Question

Arc measures and arc lengths , could you show work also

Answer 1

17. Arc AB has a measure of 90 degrees. This means the angle subtending this arc (angle APB) is a right angle, and so triangle PAB is is a right triangle. The sides of the triangle AP and BP have length equal to the radius of the circle. By the Pythagorean theorem,

`AP^2+BP^2=AB^2\implies AB=√(3^2+3^2)=3\sqrt2`

so the answer is A.

20. To find the measure of arc AUB, we need to find the measure of the central angle AQB. This angle is part of the quadrilateral AQBP, which is a kite because we're given that PQ and AB are perpendicular.
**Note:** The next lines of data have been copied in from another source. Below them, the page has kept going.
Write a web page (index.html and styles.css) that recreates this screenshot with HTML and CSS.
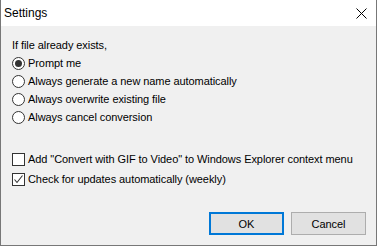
FILE: index.html
```html
<!DOCTYPE html>
<html lang="en">
<head>
  <meta charset="UTF-8" />
  <title>Settings</title>
  <link rel="stylesheet" href="styles.css">
</head>
<body>
  <div class="window">
    <div class="titlebar">
      <span class="title">Settings</span>
      <svg class="close" width="11" height="11" viewBox="0 0 11 11">
        <path d="M0.5 0.5 L10.5 10.5 M10.5 0.5 L0.5 10.5" stroke="#000" stroke-width="1" fill="none"/>
      </svg>
    </div>

    <div class="client">
      <div class="caption">If file already exists,</div>

      <div class="option">
        <span class="radio checked"></span>
        <span>Prompt me</span>
      </div>
      <div class="option">
        <span class="radio"></span>
        <span>Always generate a new name automatically</span>
      </div>
      <div class="option">
        <span class="radio"></span>
        <span>Always overwrite existing file</span>
      </div>
      <div class="option">
        <span class="radio"></span>
        <span>Always cancel conversion</span>
      </div>

      <div class="checks">
        <div class="check-row">
          <span class="box"></span>
          <span>Add "Convert with GIF to Video" to Windows Explorer context menu</span>
        </div>
        <div class="check-row">
          <span class="box">
            <svg width="11" height="11" viewBox="0 0 11 11">
              <path d="M1.5 5.5 L4 8.5 L9.5 1.5" stroke="#333" stroke-width="1.1" fill="none"/>
            </svg>
          </span>
          <span>Check for updates automatically (weekly)</span>
        </div>
      </div>

      <div class="buttons">
        <div class="btn default">OK</div>
        <div class="btn">Cancel</div>
      </div>
    </div>
  </div>
</body>
</html>
```

FILE: styles.css
```css
/* Global */
body {
  margin: 0;
  background: #fff;
  font-family: "Liberation Sans", Arial, sans-serif;
  font-size: 11px;
  letter-spacing: -0.07px;
  color: #000;
  white-space: nowrap;
}
/* Dialog frame */
.window {
  width: 377px;
  height: 246px;
  box-sizing: border-box;
  border: 1px solid #777;
  border-top: none;
  display: flex;
  flex-direction: column;
}
.titlebar {
  height: 26px;
  background: #fff;
  display: flex;
  align-items: center;
  justify-content: space-between;
  padding-left: 3px;
  font-size: 12px;
  letter-spacing: 0;
}
.close {
  margin-right: 9px;
}
.client {
  flex: 1;
  background: #f0f0f0;
  padding: 10px 0 0 11px;
}
.caption {
  line-height: 18px;
}
.option,
.check-row {
  display: flex;
  align-items: center;
  gap: 3px;
  height: 18px;
}
.radio {
  width: 11px;
  height: 11px;
  border: 1px solid #333;
  border-radius: 50%;
  background: #fff;
  display: flex;
  align-items: center;
  justify-content: center;
}
.radio.checked::after {
  content: "";
  width: 7px;
  height: 7px;
  border-radius: 50%;
  background: #333;
}
.checks {
  margin-top: 23px;
}
.check-row {
  height: 20px;
}
.box {
  width: 11px;
  height: 11px;
  border: 1px solid #333;
  background: #fff;
  display: flex;
}
/* Buttons */
.buttons {
  display: flex;
  justify-content: flex-end;
  gap: 7px;
  margin-top: 23px;
  padding-right: 10px;
}
.btn {
  width: 73px;
  height: 21px;
  border: 1px solid #adadad;
  background: #e1e1e1;
  display: flex;
  align-items: center;
  justify-content: center;
}
.btn.default {
  width: 71px;
  height: 19px;
  border: 2px solid #0078d7;
}
```
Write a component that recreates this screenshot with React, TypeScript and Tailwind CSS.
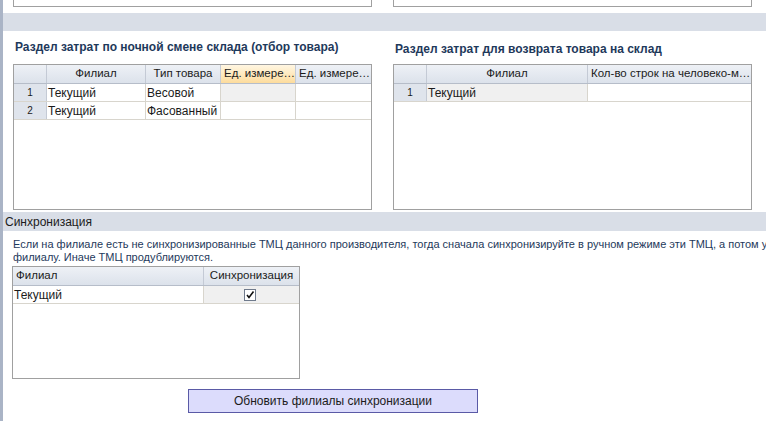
import type { ReactNode } from 'react'

type Col = { w: string; label: string; align?: 'left' | 'center'; hot?: boolean }
type Cell = { text?: ReactNode; focus?: boolean }

const headCls = 'h-[19px] border-b border-[#b6bdc9] bg-gradient-to-b from-[#eef1f6] to-[#dce2eb] text-[11.5px]'

function Grid({ cols, rows, indicator, className }: { cols: Col[]; rows: Cell[][]; indicator?: boolean; className: string }) {
  return (
    <div className={`overflow-hidden border border-[#a0a0a0] bg-white ${className}`}>
      <div className={`flex ${headCls}`}>
        {indicator && <div className="w-[33px] shrink-0 border-r border-[#c4cad5]" />}
        {cols.map((c, i) => (
          <div
            key={i}
            className={`flex shrink-0 items-center overflow-hidden whitespace-nowrap px-[3px] ${c.w} ${
              c.align === 'left' ? 'justify-start' : 'justify-center'
            } ${i < cols.length - 1 ? 'border-r border-[#c4cad5]' : ''} ${
              c.hot ? 'bg-gradient-to-b from-[#fff6e2] to-[#fddc9c]' : ''
            }`}
          >
            {c.label}
          </div>
        ))}
      </div>
      {rows.map((r, ri) => (
        <div key={ri} className="flex h-[18px] border-b border-[#d8d5cd]">
          {indicator && (
            <div className="flex w-[33px] shrink-0 items-center justify-center border-r border-[#c4cad5] bg-[#dfe4ec] text-[10px]">
              {ri + 1}
            </div>
          )}
          {r.map((cell, ci) => (
            <div
              key={ci}
              className={`flex shrink-0 items-center overflow-hidden whitespace-nowrap px-[1px] ${cols[ci].w} ${
                ci < r.length - 1 ? 'border-r border-[#d8d5cd]' : ''
              } ${cell.focus ? 'bg-[#f0f0f0]' : ''}`}
            >
              {cell.text}
            </div>
          ))}
        </div>
      ))}
    </div>
  )
}

function Check() {
  return (
    <div className="mx-auto flex h-[12px] w-[12px] -translate-x-[2px] items-center justify-center border border-[#6f7a8c] bg-white">
      <svg width="10" height="10" viewBox="0 0 10 10">
        <path d="M2 5 L4 7.5 L8.5 1.5" fill="none" stroke="#111" strokeWidth="1.6" />
      </svg>
    </div>
  )
}

export default function App() {
  return (
    <div className="flex h-[421px] w-[766px] overflow-hidden bg-white font-['Liberation_Sans',Arial,sans-serif] text-[12px] text-[#1b1b1b]">
      <div className="w-[3px] shrink-0 bg-[#aab4c6]" />
      <div className="flex min-w-0 flex-1 flex-col">
        <div className="flex h-[13px] shrink-0 gap-[21px] pl-[10px]">
          <div className="h-[7px] w-[359px] border-x border-b border-[#a0a0a0]" />
          <div className="h-[7px] w-[359px] border-x border-b border-[#a0a0a0]" />
        </div>
        <div className="h-[18px] shrink-0 bg-[#d9dee7]" />

        <div className="flex shrink-0 gap-[21px] pl-[10px]">
          <div className="flex w-[359px] flex-col">
            <div className="h-[33px] pl-[2px] pt-[9px] text-[12px] font-bold leading-[14px] text-[#1e395b]">
              Раздел затрат по ночной смене склада (отбор товара)
            </div>
            <Grid
              className="h-[146px]"
              indicator
              cols={[
                { w: 'w-[99px]', label: 'Филиал' },
                { w: 'w-[75px]', label: 'Тип товара' },
                { w: 'w-[75px]', label: 'Ед. измере…', hot: true, align: 'left' },
                { w: 'w-[75px]', label: 'Ед. измере…', align: 'left' },
              ]}
              rows={[
                [{ text: 'Текущий' }, { text: 'Весовой' }, { focus: true }, {}],
                [{ text: 'Текущий' }, { text: 'Фасованный' }, {}, {}],
              ]}
            />
          </div>
          <div className="flex w-[359px] flex-col">
            <div className="h-[33px] pl-[2px] pt-[11px] text-[12px] font-bold leading-[14px] text-[#1e395b]">
              Раздел затрат для возврата товара на склад
            </div>
            <Grid
              className="h-[146px]"
              indicator
              cols={[
                { w: 'w-[161px]', label: 'Филиал' },
                { w: 'w-[163px]', label: 'Кол-во строк на человеко-м…', align: 'left' },
              ]}
              rows={[[{ text: 'Текущий', focus: true }, {}]]}
            />
          </div>
        </div>

        <div className="mt-[2px] flex h-[19px] shrink-0 items-center bg-[#d9dee7] pl-[2px]">Синхронизация</div>

        <div className="shrink-0 overflow-hidden pl-[10px] pt-[7px] text-[11px] leading-[13px] text-[#1e395b]">
          <div className="whitespace-nowrap">
            Если на филиале есть не синхронизированные ТМЦ данного производителя, тогда сначала синхронизируйте в ручном режиме эти ТМЦ, а потом ус
          </div>
          <div className="whitespace-nowrap">филиалу. Иначе ТМЦ продублируются.</div>
        </div>

        <div className="mt-[2px] shrink-0 pl-[9px]">
          <Grid
            className="h-[113px] w-[288px]"
            cols={[
              { w: 'w-[191px]', label: 'Филиал', align: 'left' },
              { w: 'w-[95px]', label: 'Синхронизация' },
            ]}
            rows={[[{ text: 'Текущий' }, { text: <Check />, focus: true }]]}
          />
        </div>

        <div className="mt-[10px] shrink-0 pl-[185px]">
          <button
            type="button"
            className="flex h-[24px] w-[290px] items-center justify-center border border-[#5a5aa6] bg-[#dcdcfc] text-[12px] text-[#1b1b1b]"
          >
            Обновить филиалы синхронизации
          </button>
        </div>
      </div>
    </div>
  )
}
Arc AVB has measure 60 degrees, so the central angle subtending it (angle APB) also has measure 60 degrees. PQ bisects this angle, so angle APQ has measure 30 degrees.
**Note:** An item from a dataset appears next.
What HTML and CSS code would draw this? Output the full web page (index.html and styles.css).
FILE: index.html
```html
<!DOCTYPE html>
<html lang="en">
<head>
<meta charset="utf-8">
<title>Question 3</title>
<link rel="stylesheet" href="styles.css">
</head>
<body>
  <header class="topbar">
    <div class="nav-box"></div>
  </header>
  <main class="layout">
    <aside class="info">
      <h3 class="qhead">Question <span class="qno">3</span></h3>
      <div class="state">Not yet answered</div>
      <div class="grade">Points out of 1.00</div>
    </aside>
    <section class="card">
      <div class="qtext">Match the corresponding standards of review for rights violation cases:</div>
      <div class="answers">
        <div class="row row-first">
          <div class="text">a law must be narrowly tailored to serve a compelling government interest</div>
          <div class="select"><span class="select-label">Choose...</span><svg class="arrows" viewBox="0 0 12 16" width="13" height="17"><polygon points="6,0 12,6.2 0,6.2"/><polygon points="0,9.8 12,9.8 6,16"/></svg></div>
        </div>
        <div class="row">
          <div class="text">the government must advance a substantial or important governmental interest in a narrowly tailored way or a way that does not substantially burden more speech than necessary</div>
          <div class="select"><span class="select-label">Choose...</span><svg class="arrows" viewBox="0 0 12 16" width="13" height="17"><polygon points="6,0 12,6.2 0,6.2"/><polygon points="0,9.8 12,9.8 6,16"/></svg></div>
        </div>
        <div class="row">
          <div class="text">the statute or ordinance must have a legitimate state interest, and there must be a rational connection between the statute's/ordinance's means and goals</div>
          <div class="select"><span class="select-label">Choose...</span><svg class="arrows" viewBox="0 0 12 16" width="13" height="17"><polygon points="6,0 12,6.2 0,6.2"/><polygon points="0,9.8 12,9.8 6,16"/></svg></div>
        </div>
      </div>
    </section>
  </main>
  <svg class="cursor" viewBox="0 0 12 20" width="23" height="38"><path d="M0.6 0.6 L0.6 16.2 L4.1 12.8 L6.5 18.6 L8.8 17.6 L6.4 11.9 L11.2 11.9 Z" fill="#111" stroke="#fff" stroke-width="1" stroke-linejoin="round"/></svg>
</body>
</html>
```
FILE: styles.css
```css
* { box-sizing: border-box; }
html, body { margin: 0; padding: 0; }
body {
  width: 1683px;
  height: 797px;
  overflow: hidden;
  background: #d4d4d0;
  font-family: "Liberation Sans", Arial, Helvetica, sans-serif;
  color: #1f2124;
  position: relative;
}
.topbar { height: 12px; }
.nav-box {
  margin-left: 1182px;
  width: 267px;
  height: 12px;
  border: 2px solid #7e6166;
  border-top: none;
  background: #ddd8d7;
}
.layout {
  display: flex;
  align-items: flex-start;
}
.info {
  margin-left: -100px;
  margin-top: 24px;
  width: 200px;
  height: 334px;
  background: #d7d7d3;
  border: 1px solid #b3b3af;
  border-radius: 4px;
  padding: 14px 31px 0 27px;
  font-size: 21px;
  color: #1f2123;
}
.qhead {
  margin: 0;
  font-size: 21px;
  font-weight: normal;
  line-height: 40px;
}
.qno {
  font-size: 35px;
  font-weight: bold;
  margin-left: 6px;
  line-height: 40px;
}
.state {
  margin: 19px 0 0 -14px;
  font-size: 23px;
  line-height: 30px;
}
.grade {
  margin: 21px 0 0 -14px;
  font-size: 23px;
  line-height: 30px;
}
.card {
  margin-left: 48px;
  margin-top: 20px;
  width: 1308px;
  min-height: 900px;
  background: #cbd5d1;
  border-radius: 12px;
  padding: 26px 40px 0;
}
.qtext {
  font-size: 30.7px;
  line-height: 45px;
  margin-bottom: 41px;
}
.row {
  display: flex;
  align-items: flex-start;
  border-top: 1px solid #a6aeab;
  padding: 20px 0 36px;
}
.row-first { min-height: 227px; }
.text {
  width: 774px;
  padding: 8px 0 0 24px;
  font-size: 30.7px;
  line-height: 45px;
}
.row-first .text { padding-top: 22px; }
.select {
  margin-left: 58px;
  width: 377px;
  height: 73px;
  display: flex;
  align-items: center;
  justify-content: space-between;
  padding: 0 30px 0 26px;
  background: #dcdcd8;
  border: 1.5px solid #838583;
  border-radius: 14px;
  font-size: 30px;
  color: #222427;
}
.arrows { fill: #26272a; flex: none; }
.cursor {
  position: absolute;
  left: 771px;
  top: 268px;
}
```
QA is tangent to circle P, so angle PAQ is a right angle. The sum of the measuers of the interior angles of any triangle is 180 degrees, so

`m\angle APQ+m\angle PAQ+m\angle AQP=180^\circ\implies m\angle AQP=60^\circ`

PQ also bisects the angle AQB, so that
`m\angle AQB=2m\angle AQP`, and therefore the angle AQB has measure 120 degrees, which in turn is the measure of arc AUB.